- Interactive map of Judea Cemetery (or Old Judea Cemetery)

Details
- Location: Washington, Connecticut, U.S.
- Coordinates: 41°37′33″N 73°18′02″W﻿ / ﻿41.6257888°N 73.3005206°W
- Style: Public, secular
- Owned by: Town of Washington, Connecticut, U.S.
- No. of graves: At least 600
- Find a Grave: Judea Cemetery

= Judea Cemetery =

Colonial era cemetery in Connecticut

Judea Cemetery, also known as Old Judea Cemetery, is a colonial era burying ground located on Judea Road in Washington, Connecticut, United States. Before it became a separate town in 1779, and chose to name itself "Washington", the area was known as "Judea", and was part of Woodbury, Connecticut.

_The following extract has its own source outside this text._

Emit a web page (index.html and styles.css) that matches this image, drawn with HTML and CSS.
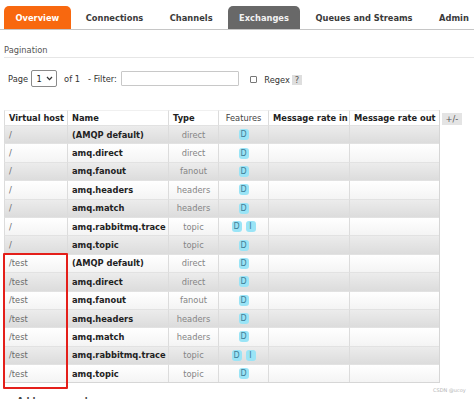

Judea Cemetery is the site of a monument in honor of "Jeff Liberty and His Colored Patriots", erected in the early 20th century. The cemetery is thought to be the resting place of a number of African-American soldiers who served in the American Revolutionary War, including Jeff Liberty. Liberty was enslaved by Continental Army Captain Jonathan Farrand, who is buried in Old Judea. Captain Farrand manumitted Jeff Liberty for fighting in the Continental Army. "Liberty" is known to have been chosen as a surname by a number of enslaved people who were manumitted in this era.

Spy thriller novelist Edward S. Aarons (1916–1975) is buried in Judea.